Le 20 octobre 2017, Henda Ayari provoque un séisme. Elle accuse Tariq Ramadan de viol. L’islamologue suisse est une personnalité médiatique, un penseur controversé mais influent. Il enseignait à Oxford avant sa mise en congé par l’université le 7 novembre dernier. Il a ses fervents partisans et ses fervents détracteurs.

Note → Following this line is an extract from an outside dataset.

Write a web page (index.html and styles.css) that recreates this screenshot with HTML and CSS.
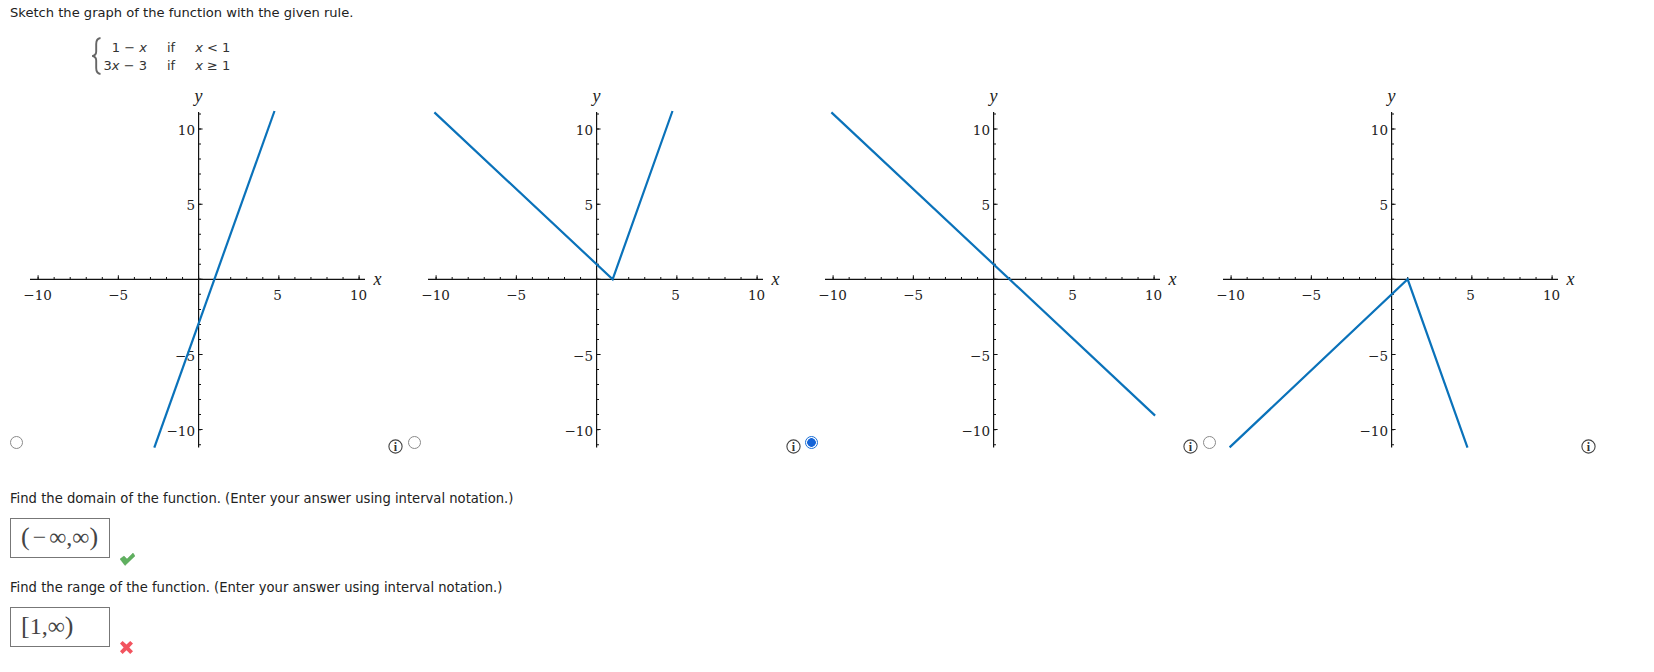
FILE: index.html
```html
<!DOCTYPE html>
<html lang="en">
<head>
<meta charset="utf-8">
<title>Sketch the graph</title>
<link rel="stylesheet" href="styles.css">
</head>
<body>
<main class="page">
  <p class="prompt">Sketch the graph of the function with the given rule.</p>
  <div class="rule">
    <svg class="brace" viewBox="0 0 9 38" aria-hidden="true"><path d="M8.500 1C4.800 1.400 4.200 3.500 4.200 7v7.500C4.200 17 3 18.400 .8 19 3 19.600 4.200 21 4.200 23.500V31c0 3.500.6 5.600 4.300 6"/></svg>
    <div class="cases">
      <span class="expr">1 − <i>x</i></span><span>if</span><span><i>x</i> &lt; 1</span>
      <span class="expr">3<i>x</i> − 3</span><span>if</span><span><i>x</i> ≥ 1</span>
    </div>
  </div>

  <div class="options">
    <div class="option">
      <input class="radio" type="radio" name="graph" aria-label="Graph 1">
      <svg class="graph" viewBox="0 0 363 360">
        <g transform="translate(175.6 189.3)">
          <line class="axis" x1="-168.6" y1="0" x2="166.4" y2="0"/><line class="axis" x1="0" y1="-167.3" x2="0" y2="168.3"/>
          <line class="minor-x" x1="-161" y1="-1.2" x2="161" y2="-1.2"/><line class="major-x" x1="-161" y1="-2" x2="161" y2="-2"/>
          <line class="minor-y" x1="1.2" y1="-165.8" x2="1.2" y2="166"/><line class="major-y" x1="2" y1="-150.8" x2="2" y2="151"/>
          <text class="num" x="-161" y="21" text-anchor="middle">−10</text><text class="num" x="-80.5" y="21" text-anchor="middle">−5</text><text class="num" x="79" y="21" text-anchor="middle">5</text><text class="num" x="160" y="21" text-anchor="middle">10</text>
          <text class="num" x="-3.6" y="-144" text-anchor="end">10</text><text class="num" x="-3.6" y="-69" text-anchor="end">5</text><text class="num" x="-3.6" y="81.500" text-anchor="end">−5</text><text class="num" x="-3.6" y="156.500" text-anchor="end">−10</text>
          <text class="var" x="179" y="6" text-anchor="middle">x</text><text class="var" x="0" y="-177" text-anchor="middle">y</text>
          <polyline class="curve" points="-44.300,168.300 75.900,-168.300"/>
        </g>
      </svg>
      <svg class="info" viewBox="0 0 15 15" aria-label="More information"><circle cx="7.500" cy="7.500" r="6.600"/><text x="7.500" y="11.500" text-anchor="middle">i</text></svg>
    </div>
    <div class="option">
      <input class="radio" type="radio" name="graph" aria-label="Graph 2">
      <svg class="graph" viewBox="0 0 363 360">
        <g transform="translate(175.6 189.3)">
          <line class="axis" x1="-168.6" y1="0" x2="166.4" y2="0"/><line class="axis" x1="0" y1="-167.3" x2="0" y2="168.3"/>
          <line class="minor-x" x1="-161" y1="-1.2" x2="161" y2="-1.2"/><line class="major-x" x1="-161" y1="-2" x2="161" y2="-2"/>
          <line class="minor-y" x1="1.2" y1="-165.8" x2="1.2" y2="166"/><line class="major-y" x1="2" y1="-150.8" x2="2" y2="151"/>
          <text class="num" x="-161" y="21" text-anchor="middle">−10</text><text class="num" x="-80.5" y="21" text-anchor="middle">−5</text><text class="num" x="79" y="21" text-anchor="middle">5</text><text class="num" x="160" y="21" text-anchor="middle">10</text>
          <text class="num" x="-3.6" y="-144" text-anchor="end">10</text><text class="num" x="-3.6" y="-69" text-anchor="end">5</text><text class="num" x="-3.6" y="81.500" text-anchor="end">−5</text><text class="num" x="-3.6" y="156.500" text-anchor="end">−10</text>
          <text class="var" x="179" y="6" text-anchor="middle">x</text><text class="var" x="0" y="-177" text-anchor="middle">y</text>
          <polyline class="curve" points="-162.200,-166.900 16.050,0 75.900,-168.300"/>
        </g>
      </svg>
      <svg class="info" viewBox="0 0 15 15" aria-label="More information"><circle cx="7.500" cy="7.500" r="6.600"/><text x="7.500" y="11.500" text-anchor="middle">i</text></svg>
    </div>
    <div class="option">
      <input class="radio" type="radio" name="graph" checked aria-label="Graph 3">
      <svg class="graph" viewBox="0 0 363 360">
        <g transform="translate(175.6 189.3)">
          <line class="axis" x1="-168.6" y1="0" x2="166.4" y2="0"/><line class="axis" x1="0" y1="-167.3" x2="0" y2="168.3"/>
          <line class="minor-x" x1="-161" y1="-1.2" x2="161" y2="-1.2"/><line class="major-x" x1="-161" y1="-2" x2="161" y2="-2"/>
          <line class="minor-y" x1="1.2" y1="-165.8" x2="1.2" y2="166"/><line class="major-y" x1="2" y1="-150.8" x2="2" y2="151"/>
          <text class="num" x="-161" y="21" text-anchor="middle">−10</text><text class="num" x="-80.5" y="21" text-anchor="middle">−5</text><text class="num" x="79" y="21" text-anchor="middle">5</text><text class="num" x="160" y="21" text-anchor="middle">10</text>
          <text class="num" x="-3.6" y="-144" text-anchor="end">10</text><text class="num" x="-3.6" y="-69" text-anchor="end">5</text><text class="num" x="-3.6" y="81.500" text-anchor="end">−5</text><text class="num" x="-3.6" y="156.500" text-anchor="end">−10</text>
          <text class="var" x="179" y="6" text-anchor="middle">x</text><text class="var" x="0" y="-177" text-anchor="middle">y</text>
          <polyline class="curve" points="-162.200,-166.900 161.500,136.300"/>
        </g>
      </svg>
      <svg class="info" viewBox="0 0 15 15" aria-label="More information"><circle cx="7.500" cy="7.500" r="6.600"/><text x="7.500" y="11.500" text-anchor="middle">i</text></svg>
    </div>
    <div class="option">
      <input class="radio" type="radio" name="graph" aria-label="Graph 4">
      <svg class="graph" viewBox="0 0 363 360">
        <g transform="translate(175.6 189.3)">
          <line class="axis" x1="-168.6" y1="0" x2="166.4" y2="0"/><line class="axis" x1="0" y1="-167.3" x2="0" y2="168.3"/>
          <line class="minor-x" x1="-161" y1="-1.2" x2="161" y2="-1.2"/><line class="major-x" x1="-161" y1="-2" x2="161" y2="-2"/>
          <line class="minor-y" x1="1.2" y1="-165.8" x2="1.2" y2="166"/><line class="major-y" x1="2" y1="-150.8" x2="2" y2="151"/>
          <text class="num" x="-161" y="21" text-anchor="middle">−10</text><text class="num" x="-80.5" y="21" text-anchor="middle">−5</text><text class="num" x="79" y="21" text-anchor="middle">5</text><text class="num" x="160" y="21" text-anchor="middle">10</text>
          <text class="num" x="-3.6" y="-144" text-anchor="end">10</text><text class="num" x="-3.6" y="-69" text-anchor="end">5</text><text class="num" x="-3.6" y="81.500" text-anchor="end">−5</text><text class="num" x="-3.6" y="156.500" text-anchor="end">−10</text>
          <text class="var" x="179" y="6" text-anchor="middle">x</text><text class="var" x="0" y="-177" text-anchor="middle">y</text>
          <polyline class="curve" points="-162,168.100 16.050,0 75.900,168.300"/>
        </g>
      </svg>
      <svg class="info" viewBox="0 0 15 15" aria-label="More information"><circle cx="7.500" cy="7.500" r="6.600"/><text x="7.500" y="11.500" text-anchor="middle">i</text></svg>
    </div>
  </div>

  <p class="question">Find the domain of the function. (Enter your answer using interval notation.)</p>
  <div class="answer-row">
    <div class="answer"><span class="paren">(</span><span class="op">−</span>∞,∞<span class="paren">)</span></div>
    <svg class="mark mark-ok" viewBox="0 0 15 14" aria-label="Correct"><path d="M0 7l4-3 3 3 6-6 2 3-10 9.500z"/></svg>
  </div>
  <p class="question">Find the range of the function. (Enter your answer using interval notation.)</p>
  <div class="answer-row">
    <div class="answer"><span class="paren">[</span>1,∞<span class="paren">)</span></div>
    <svg class="mark mark-bad" viewBox="0 0 13 13" aria-label="Incorrect"><path d="M2.600 0 6.500 3.400 10.200 0 13 2.600 9.300 6.500 13 10.200 10.200 13 6.500 9.300 2.600 13 0 10.200 3.600 6.500 0 2.600z"/></svg>
  </div>
</main>
</body>
</html>
```

FILE: styles.css
```css
* { box-sizing: border-box; }
html, body { margin: 0; background: #fff; }
.page {
  min-height: 672px;
  padding-top: 5px;
  font-family: "DejaVu Sans", Verdana, sans-serif;
  font-size: 13px;
  line-height: 16px;
  color: #222;
}
.prompt { margin: 0 0 18px 10px; font-size: 13.08px; }
.rule { display: flex; margin-left: 91.5px; height: 36px; font-size: 13px; color: #333; }
.brace { width: 9px; height: 38px; flex: none; margin-top: -2px; }
.brace path { fill: none; stroke: #666; stroke-width: 1.9; }
.cases {
  display: grid;
  grid-template-columns: 46.5px auto auto;
  column-gap: 20px;
  grid-auto-rows: 18px;
  line-height: 18px;
}
.expr { text-align: right; }
.options {
  display: grid;
  grid-template-columns: repeat(4, 397.67px);
  margin: 15px 0 0 10px;
}
.option { display: flex; align-items: flex-end; height: 364px; }
.radio {
  appearance: none;
  flex: none;
  width: 13px;
  height: 13px;
  margin: 0 0 5.5px;
  border: 1.3px solid #8a8a8a;
  border-radius: 50%;
  background: #fff;
}
.radio:checked {
  border: 1.5px solid #1a6fd6;
  background: radial-gradient(circle, #1464d8 0 4px, #fff 4.6px);
}
.graph { flex: none; width: 363px; height: 360px; margin-bottom: 4px; overflow: visible; }
.axis { stroke: #111; stroke-width: 1.2; }
.minor-x { stroke: #111; stroke-width: 2.4; stroke-dasharray: 1 15.05; }
.major-x { stroke: #111; stroke-width: 4; stroke-dasharray: 1 79.25; }
.minor-y { stroke: #111; stroke-width: 2.4; stroke-dasharray: 1 14.03; }
.major-y { stroke: #111; stroke-width: 4; stroke-dasharray: 1 74.15; }
.num { font-family: "DejaVu Serif", serif; font-size: 13.5px; fill: #222; }
.var { font-family: "Liberation Serif", serif; font-style: italic; font-size: 18px; fill: #222; }
.curve { fill: none; stroke: #0a72ba; stroke-width: 2.2; }
.info { flex: none; width: 15px; height: 15px; margin-left: 2px; }
.info circle { fill: #fff; stroke: #444; stroke-width: 1.1; }
.info text { font-family: "Liberation Serif", serif; font-weight: 700; font-size: 12px; fill: #333; }
.question { margin: 37px 0 0 10px; font-size: 13.16px; }
.answer-row + .question { margin-top: 14px; }
.answer-row { display: flex; align-items: flex-end; margin: 11px 0 0 10px; padding-bottom: 7.5px; }
.answer {
  width: 100px;
  height: 40px;
  padding-left: 10px;
  border: 1.3px solid #777;
  font-family: "Liberation Serif", serif;
  font-size: 24px;
  line-height: 36px;
  color: #444;
}
.paren { font-size: 26px; }
.op { margin: 0 3px; }
.mark { flex: none; margin: 0 0 -7.5px 10px; }
.mark-ok { width: 15px; height: 14px; }
.mark-ok path { fill: #5fb05f; stroke: #4a9a4a; stroke-width: .4; }
.mark-bad { width: 13px; height: 13px; }
.mark-bad path { fill: #f2545f; }
```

Portée par la vague #balancetonporc, Henda Ayari décide de donner le nom de son (présumé) agresseur. Dans son livre "J’ai choisi d’être libre" paru en novembre 2016, elle avait relaté l’épisode mais sans identifier l’homme. L’atmosphère de libération de la parole sur les violences sexuelles lui fait sauter le pas. S’ensuivent des attaques par médias interposés, un violent harcèlement en ligne, la multiplication des dépôts de plaintes des deux côtés.
Sortir du silence, sortir de l’emprise et de la domination, c’est une voie qu’Henda Ayari a déjà empruntée, elle qui a été salafiste pendant près de dix ans, sous la coupe de son (ex) mari.
Attablée dans un café tranquille de Rouen, sa ville natale, elle revient sur ces chaînes qu’il lui a fallu briser pour se construire.
Depuis que vous avez porté plainte pour "des faits criminels de viol, agressions sexuelles, violences volontaires, harcèlement, intimidation" contre Tariq Ramadan, quelle est votre vie quotidienne?
J’essaie de mener une vie normale de maman avec ses projets. Mais sur le plan moral, c’est une vie compliquée car je suis la cible d’attaques sur les réseaux sociaux. Je suis victime de cyberharcèlement. Ce n’est pas facile car c’est une forme de pression. Et puis je reçois des appels anonymes, on vient sonner à ma porte, des gens se présentent au bureau de mon association. J’ai reçu des menaces de mort. Je suis sous protection policière. C’est vrai que ce n’est pas évident.
"Si je suis attaquée plus que les actrices ou d’autres personnes qui ont aussi porté plainte contre des hommes puissants, c’est parce qu’on n’a pas l’habitude d’entendre une femme musulmane dénoncer un homme musulman."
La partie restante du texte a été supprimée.